Determine the number of lines in the data that include the word "TypeScript", and write only that number.

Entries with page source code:
• • •
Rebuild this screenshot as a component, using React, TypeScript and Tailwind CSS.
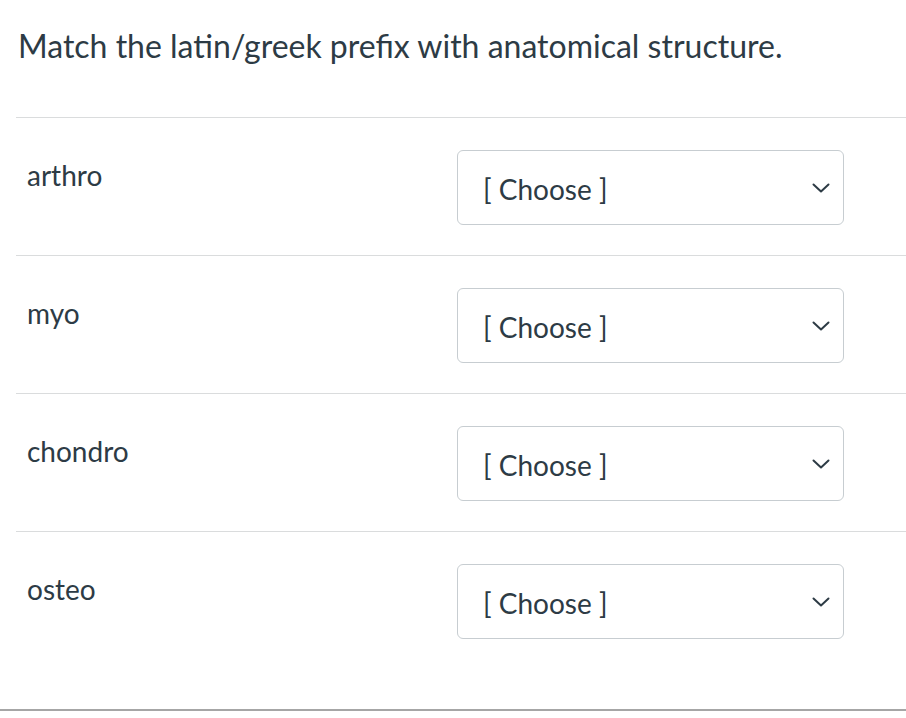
const rows = ['arthro', 'myo', 'chondro', 'osteo']

function Chevron() {
  return (
    <svg width="18" height="10" viewBox="0 0 18 10" fill="none">
      <path d="M1.5 1.5 L9 8.5 L16.5 1.5" stroke="#2d3b45" strokeWidth="2" strokeLinecap="round" strokeLinejoin="round" />
    </svg>
  )
}

export default function App() {
  return (
    <div className="w-[906px] h-[718px] bg-white text-[#2d3b45] font-['Lato','Liberation_Sans',sans-serif] flex flex-col">
      <h1 className="pl-[18px] pt-[26px] h-[117px] text-[32px] leading-[40px] font-normal">
        Match the latin/greek prefix with anatomical structure.
      </h1>
      <div className="ml-[16px]">
        {rows.map((r) => (
          <div key={r} className="h-[138px] border-t border-[#dadcdd] flex items-start">
            <div className="w-[441px] pl-[11px] pt-[41px] text-[28px] leading-[32px]">{r}</div>
            <div className="mt-[32px] w-[387px] h-[75px] border border-[#c7cdd1] rounded-[6px] flex items-center justify-between pl-[25px] pr-[13px]">
              <span className="text-[28px] leading-[32px] pt-[2px]">[ Choose ]</span>
              <Chevron />
            </div>
          </div>
        ))}
      </div>
      <div className="mt-auto mb-[7px] h-[2px] bg-[#a6a6a6]" />
    </div>
  )
}
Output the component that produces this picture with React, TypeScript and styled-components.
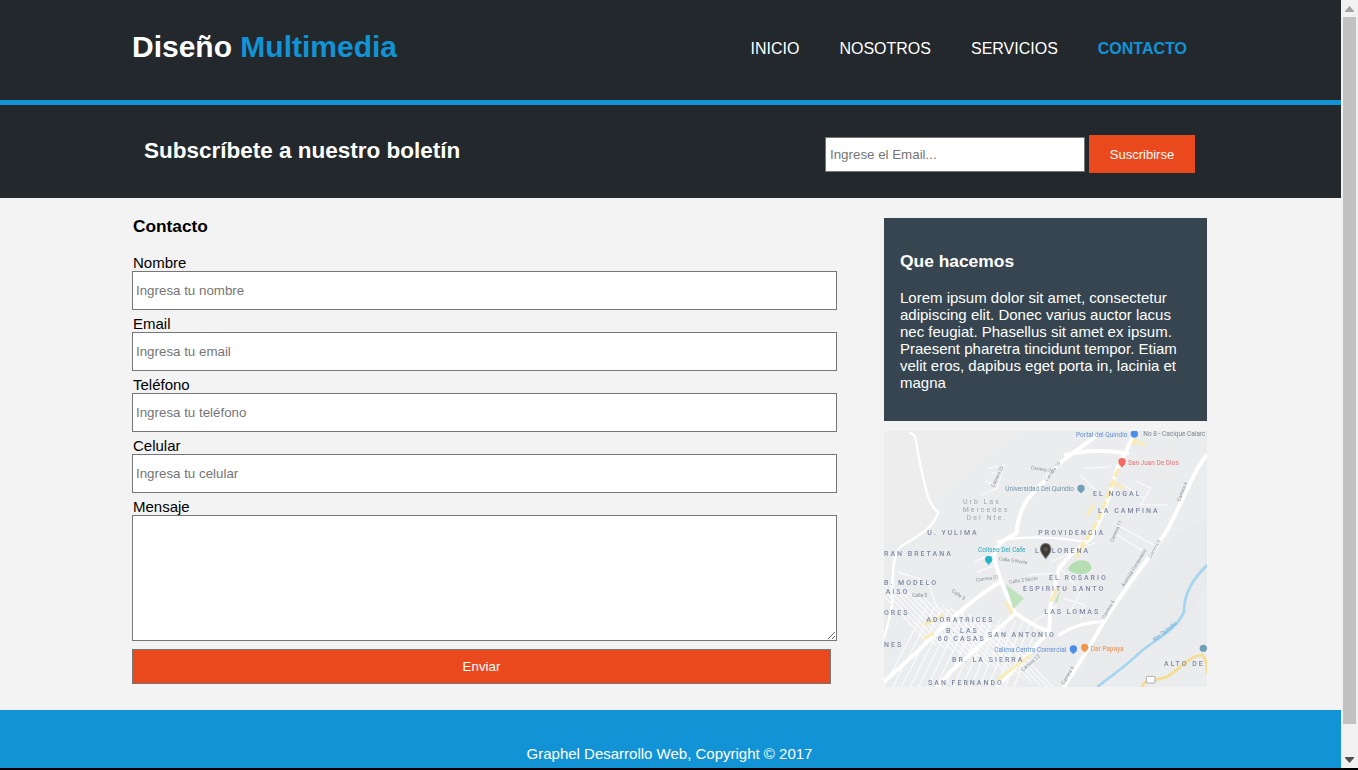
import React from "react";
import styled, { createGlobalStyle } from "styled-components";

const Global = createGlobalStyle`
  html, body { margin: 0; padding: 0; height: 770px; overflow: hidden; background: #000; }
  body { font-family: "Liberation Sans", Arial, sans-serif; }
  * { box-sizing: border-box; }
`;

const Viewport = styled.div`display: flex; width: 1358px; height: 768px; overflow: hidden;`;
const Page = styled.div`flex: 0 0 1341px; height: 768px; overflow: hidden; background: #f3f3f3; display: flex; flex-direction: column;`;
const ScrollBar = styled.div`flex: 0 0 17px; background: #f1f1f1; display: flex; flex-direction: column; align-items: center;`;
const ScrollButton = styled.div`flex: 0 0 17px; display: flex; align-items: center; justify-content: center;`;
const ScrollThumb = styled.div`width: 13px; height: 707px; background: #c1c1c1;`;
const ScrollSpacer = styled.div`flex: 1;`;

const Header = styled.header`height: 105px; background: #23282d; border-bottom: 5px solid #1193d5; padding: 0 154px 0 132px; display: flex; align-items: center; justify-content: space-between;`;
const Logo = styled.div`font-size: 30px; font-weight: 700; color: #fff; line-height: 34px; margin-top: -6px;`;
const LogoAccent = styled.span`color: #1193d5;`;
const Nav = styled.nav`display: flex; gap: 40px; margin-top: -2px;`;
const NavLink = styled.a<{ $active?: boolean }>`font-size: 16px; line-height: 18px; text-transform: uppercase; font-weight: ${p => (p.$active ? 700 : 400)}; color: ${p => (p.$active ? "#1193d5" : "#fff")};`;

const Newsletter = styled.section`height: 93px; background: #23282d; padding: 0 146px 0 144px; display: flex; align-items: center; justify-content: space-between;`;
const NewsTitle = styled.h2`margin: -2px 0 0; font-size: 22.5px; line-height: 26px; font-weight: 700; color: #fff;`;
const NewsForm = styled.form`display: flex; align-items: center; gap: 4px; margin-top: 5px;`;
const NewsInput = styled.input`width: 260px; height: 35px; border: 1px solid #767676; background: #fff; padding: 0 4px; font: 13.333px "Liberation Sans", Arial, sans-serif; outline: none; &::placeholder { color: #757575; opacity: 1; }`;
const NewsButton = styled.button`width: 106px; height: 38px; border: 0; background: #e9491d; color: #fff; font: 13px "Liberation Sans", Arial, sans-serif; padding: 0;`;

const Main = styled.main`height: 512px; padding: 20px 134px 0 132px; display: flex; justify-content: space-between;`;
const FormColumn = styled.form`width: 705px; display: flex; flex-direction: column;`;
const FormTitle = styled.h3`margin: 0 0 19px; font-size: 17.3px; line-height: 16px; font-weight: 700; color: #000; padding-left: 1px;`;
const Field = styled.div`display: flex; flex-direction: column; margin-bottom: 4px;`;
const FieldLabel = styled.label`font-size: 15px; line-height: 20px; height: 18px; color: #000; padding-left: 1px;`;
const FieldInput = styled.input`position: relative; width: 705px; height: 39px; border: 1px solid #767676; background: #fff; padding: 0 3px; font: 13.333px "Liberation Sans", Arial, sans-serif; outline: none; &::placeholder { color: #757575; opacity: 1; }`;
const FieldArea = styled.textarea`position: relative; display: block; width: 705px; height: 126px; border: 1px solid #767676; background: #fff; padding: 3px; font: 13.333px "Liberation Sans", Arial, sans-serif; outline: none; resize: both;`;
const SendButton = styled.button`width: 699px; height: 35px; margin-top: 4px; border: 1px solid #767676; background: #e9491d; color: #fff; font: 13.333px "Liberation Sans", Arial, sans-serif; padding: 0;`;

const Aside = styled.aside`width: 323px; display: flex; flex-direction: column; gap: 10px;`;
const InfoCard = styled.div`height: 203px; background: #36454f; color: #fff; padding: 33px 15px 0 16px;`;
const InfoTitle = styled.h4`margin: 0 0 17px; font-size: 17.4px; line-height: 21px; font-weight: 700;`;
const InfoText = styled.p`margin: 0; font-size: 15px; line-height: 17px;`;
const MapFrame = styled.div`width: 323px; height: 256px; background: #e9eaec; overflow: hidden;`;
const MapSvg = styled.svg`display: block; width: 323px; height: 256px;`;

const Footer = styled.footer`flex: 1; background: #1193d5; color: #fff; display: flex; justify-content: center; padding-top: 35px; padding-right: 2px; font-size: 15px; line-height: 18px;`;

const label = { fontFamily: "Roboto, sans-serif", fontWeight: 500, fontSize: 21, letterSpacing: 6, fill: "#7d89a2" };
const small = { fontFamily: "Roboto, sans-serif", fontSize: 15, fill: "#8b8f98" };

const districts: [string, number, number][] = [
  ["EL NOGAL", 627, 214], ["LA CAMPINA", 642, 264], ["U. YULIMA", 130, 331], ["PROVIDENCIA", 463, 331],
  ["RAN BRETANA", 0, 394], ["LORENA", 503, 384], ["EL ROSARIO", 495, 464], ["ESPIRITU SANTO", 417, 497],
  ["B. MODELO", 0, 479], ["AISO", 5, 507], ["ORES", 0, 570], ["ADORATRICES", 127, 592], ["B. LAS", 186, 624],
  ["60 CASAS", 161, 648], ["SAN ANTONIO", 312, 635], ["LAS LOMAS", 481, 568], ["NES", 0, 665], ["BR. LA SIERRA", 204, 711],
  ["SAN FERNANDO", 132, 780], ["ALTO DE", 840, 724],
];
const streets: [string, number, number, number][] = [
  ["Carrera 20", 440, 132, 10], ["Carrera 19", 488, 170, -52], ["Carrera 22", 330, 188, -65], ["Carrera 6", 888, 230, -68],
  ["Carrera 11", 686, 352, -65], ["Carrera 6", 800, 400, -60], ["Calle 5 Norte", 344, 406, 8], ["Carrera 21", 276, 470, -8],
  ["Calle 2 Norte", 376, 476, -8], ["Calle 5", 84, 516, 0], ["Calle 3", 202, 500, 35], ["Carrera 6", 662, 582, -60],
  ["Carrera 12", 416, 740, -40], ["Carrera 6", 540, 780, -60], ["Avenida Centenario", 720, 486, -58],
];

const gridA = Array.from({ length: 16 }, (_, i) => `M${-60 + i * 26} ${450 + i * 10}L${130 + i * 26} ${650 + i * 10}`).join("");
const gridB = Array.from({ length: 16 }, (_, i) => `M${0 + i * 26} ${786}L${130 + i * 22} ${540 + i * 4}`).join("");

function MapDrawing() {
  return (
    <MapSvg viewBox="0 18 969 768">
      <defs>
        <filter id="soft" x="-5%" y="-5%" width="110%" height="110%"><feGaussianBlur stdDeviation="2.3" /></filter>
      </defs>
      <g filter="url(#soft)">
        <rect x="-10" y="8" width="989" height="788" fill="#ebecee" />
        <path d="M0 18H420L240 150 140 250 160 265 120 330 0 360Z" fill="#ecedec" />
        <path d="M880 330L969 280V480L890 600 640 786H560L660 600Z" fill="#e9eaec" />
        <path d="M75 26C100 20 95 60 105 100 120 170 130 240 163 262 150 300 120 325 60 358 30 372 25 420 25 520 25 560 10 600 0 640" fill="none" stroke="#fff" strokeWidth="7" />
        <g fill="none" stroke="#fbfbfc" strokeWidth="3.5">
          <path d={gridA} />
          <path d={gridB} />
          <path d="M310 130L360 120 340 190 290 210M320 140L345 150M305 170L335 180M760 170L800 190 770 240 850 240M700 300L810 360M500 410L640 350M600 130L680 125M590 150L640 200M720 180L780 220" />
          <path d="M520 420L590 500 560 560M430 450L500 445M280 440L340 420M40 440L130 470 180 600M780 380L700 330M540 520L600 540 590 580M450 590L520 540M270 410L330 385M610 600L640 590" />
        </g>
        <g fill="none" stroke="#fff" strokeWidth="12" strokeLinecap="round" strokeLinejoin="round">
          <path d="M640 30C590 70 530 100 480 170 430 215 405 250 397 325 370 340 335 350 330 400 350 470 375 530 395 565 430 590 470 610 495 620" />
          <path d="M750 30L700 130 660 260 620 340 560 390 525 430 500 540 495 620 430 690 340 786" />
          <path d="M969 90C935 125 900 220 850 315 790 410 720 490 660 590 620 660 570 740 540 786" />
          <path d="M350 470C280 510 200 580 100 680L0 770" />
          <path d="M395 565L300 650 200 740 160 786" />
          <path d="M545 90C600 75 660 75 730 85" />
          <path d="M340 350C400 332 520 335 600 350" strokeWidth="7" />
          <path d="M525 630C570 600 610 590 660 590" strokeWidth="9" />
        </g>
        <path d="M755 40L745 60M720 100L690 160 665 230 640 290 610 340 590 375" fill="none" stroke="#fbeab0" strokeWidth="10" strokeDasharray="26 9" />
        <path d="M750 50L785 60M630 240L610 270M680 170L720 190M600 350L575 400M500 530L520 490M365 530L385 565M340 765L440 690M120 600L180 570M120 640L150 625" fill="none" stroke="#f9ecbc" strokeWidth="10" />
        <path d="M552 432C570 395 625 400 622 432 610 455 565 450 552 432Z" fill="#b5dfb3" />
        <path d="M365 478L420 520 388 552Z" fill="#bfe3bd" />
        <path d="M510 530L530 495 520 535Z" fill="#c4e4be" />
        <path d="M969 420C930 460 900 500 900 560 880 610 820 640 770 680 720 730 690 745 640 786" fill="none" stroke="#a3d5f0" strokeWidth="8" />
        <path d="M775 786C780 760 810 770 850 755 890 730 920 690 955 690 965 700 969 725 969 745" fill="none" stroke="#f6dc8d" strokeWidth="8" />
        <rect x="787" y="754" width="26" height="20" rx="3" fill="#fff" stroke="#888" strokeWidth="2" />
        <g {...label}>
          {districts.map(([t, x, y]) => <text key={t} x={x} y={y}>{t}</text>)}
          <text x="453" y="384">L</text>
          <text x="237" y="236" fill="#a2a6ad" fontWeight={400}>Urb Las</text>
          <text x="236" y="260" fill="#a2a6ad" fontWeight={400}>Mercedes</text>
          <text x="248" y="285" fill="#a2a6ad" fontWeight={400}>Del Nte.</text>
        </g>
        <g {...small}>
          {streets.map(([t, x, y, r]) => <text key={t + x} x={x} y={y} transform={`rotate(${r} ${x} ${y})`}>{t}</text>)}
          <text x="812" y="650" fill="#5fa9d8" fontSize={17} transform="rotate(-38 812 650)">Rio Quindio</text>
        </g>
        <g fontFamily="Roboto, sans-serif" fontSize={19.5}>
          <text x="576" y="35" fill="#5c8fd6">Portal del Quindio</text>
          <text x="778" y="33" fill="#7f8792">No 8 - Cacique Calarc</text>
          <text x="732" y="121" fill="#e57373">San Juan De Dios</text>
          <text x="364" y="199" fill="#6f93a8">Universidad Del Quindio</text>
          <text x="282" y="381" fill="#26a6b8">Coliseo Del Cafe</text>
          <text x="331" y="681" fill="#5c8fd6">Calima Centro Comercial</text>
          <text x="620" y="677" fill="#ee8c4c">Dar Papaya</text>
        </g>
        <circle cx="751" cy="27" r="11" fill="#4a8fe7" />
        <circle cx="714" cy="110" r="11" fill="#f06a63" /><path d="M705 116L714 128 723 116Z" fill="#f06a63" />
        <circle cx="591" cy="190" r="11" fill="#6f9fb8" /><path d="M583 196L591 206 599 196Z" fill="#6f9fb8" />
        <circle cx="314" cy="403" r="11" fill="#26b5c8" /><path d="M306 409L314 421 322 409Z" fill="#26b5c8" />
        <circle cx="568" cy="672" r="11" fill="#4a8fe7" /><path d="M560 678L568 688 576 678Z" fill="#4a8fe7" />
        <circle cx="602" cy="667" r="11" fill="#f29648" /><path d="M594 673L602 683 610 673Z" fill="#f29648" />
        <circle cx="958" cy="670" r="11" fill="#6f9fb8" />
      </g>
      <path d="M485 355C470 355 469 368 469 375 471 385 480 393 485 402 490 393 499 385 501 375 501 368 500 355 485 355Z" fill="#3b3a38" />
      <circle cx="485" cy="373" r="7" fill="#5a5445" />
    </MapSvg>
  );
}

const fields = [
  ["Nombre", "Ingresa tu nombre"],
  ["Email", "Ingresa tu email"],
  ["Teléfono", "Ingresa tu teléfono"],
  ["Celular", "Ingresa tu celular"],
];

export default function App() {
  return (
    <>
      <Global />
      <Viewport>
        <Page>
          <Header>
            <Logo>Diseño <LogoAccent>Multimedia</LogoAccent></Logo>
            <Nav>
              <NavLink>Inicio</NavLink>
              <NavLink>Nosotros</NavLink>
              <NavLink>Servicios</NavLink>
              <NavLink $active>Contacto</NavLink>
            </Nav>
          </Header>
          <Newsletter>
            <NewsTitle>Subscríbete a nuestro boletín</NewsTitle>
            <NewsForm>
              <NewsInput placeholder="Ingrese el Email..." />
              <NewsButton type="button">Suscribirse</NewsButton>
            </NewsForm>
          </Newsletter>
          <Main>
            <FormColumn>
              <FormTitle>Contacto</FormTitle>
              {fields.map(([l, p]) => (
                <Field key={l}>
                  <FieldLabel>{l}</FieldLabel>
                  <FieldInput placeholder={p} />
                </Field>
              ))}
              <Field>
                <FieldLabel>Mensaje</FieldLabel>
                <FieldArea />
              </Field>
              <SendButton type="button">Enviar</SendButton>
            </FormColumn>
            <Aside>
              <InfoCard>
                <InfoTitle>Que hacemos</InfoTitle>
                <InfoText>Lorem ipsum dolor sit amet, consectetur adipiscing elit. Donec varius auctor lacus nec feugiat. Phasellus sit amet ex ipsum. Praesent pharetra tincidunt tempor. Etiam velit eros, dapibus eget porta in, lacinia et magna</InfoText>
              </InfoCard>
              <MapFrame><MapDrawing /></MapFrame>
            </Aside>
          </Main>
          <Footer>Graphel Desarrollo Web, Copyright © 2017</Footer>
        </Page>
        <ScrollBar>
          <ScrollButton>
            <svg width="9" height="6" viewBox="0 0 9 6"><path d="M4.5 0L9 5V6H0V5Z" fill="#a3a3a3" /></svg>
          </ScrollButton>
          <ScrollThumb />
          <ScrollSpacer />
          <ScrollButton>
            <svg width="9" height="6" viewBox="0 0 9 6"><path d="M0 0H9V1L4.5 6 0 1Z" fill="#505050" /></svg>
          </ScrollButton>
        </ScrollBar>
      </Viewport>
    </>
  );
}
• • •
WORKED ANSWER:
2